Contact deeploi about social media management onboarding
FAQ
Where do I start practically if a new social media team member begins tomorrow?
Start with the three fundamentals: device, base tools and platform roles. If the laptop, email, chat, password manager and the most important social media access credentials are all working on day one, the biggest bottleneck is already resolved.
What tools does a social media manager need on their first day?
At a minimum: email, calendar, chat, cloud storage, a password manager, a design tool, a social media management tool and role-based access to your company profiles. Depending on the role, analytics, project management and video tools may also be needed.
How do I hand over social media accounts securely?
Not through shared passwords, but through roles in tools such as Meta Business Suite or LinkedIn Admin. Complement this with MFA, documented admin rights and a recovery email address that belongs to the company.
Do new social media management employees need a company smartphone?
In many cases, yes – especially when stories, reels or community management happen on mobile.

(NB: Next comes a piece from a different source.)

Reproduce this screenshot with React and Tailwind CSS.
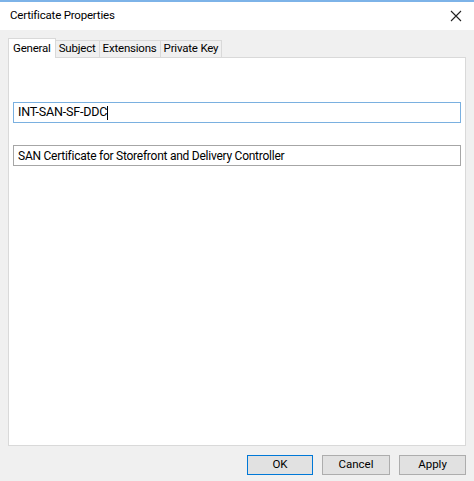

If BYOD is used, the device should still be properly managed so that company data, apps and access credentials remain controllable.
How can I speed up IT onboarding for social media?
With standardisation and automation. deeploi sets up access credentials, email accounts and software based on defined role packages, manages devices centrally and reduces onboarding effort by up to 95%. This is especially helpful when HR or operations are only handling IT on the side.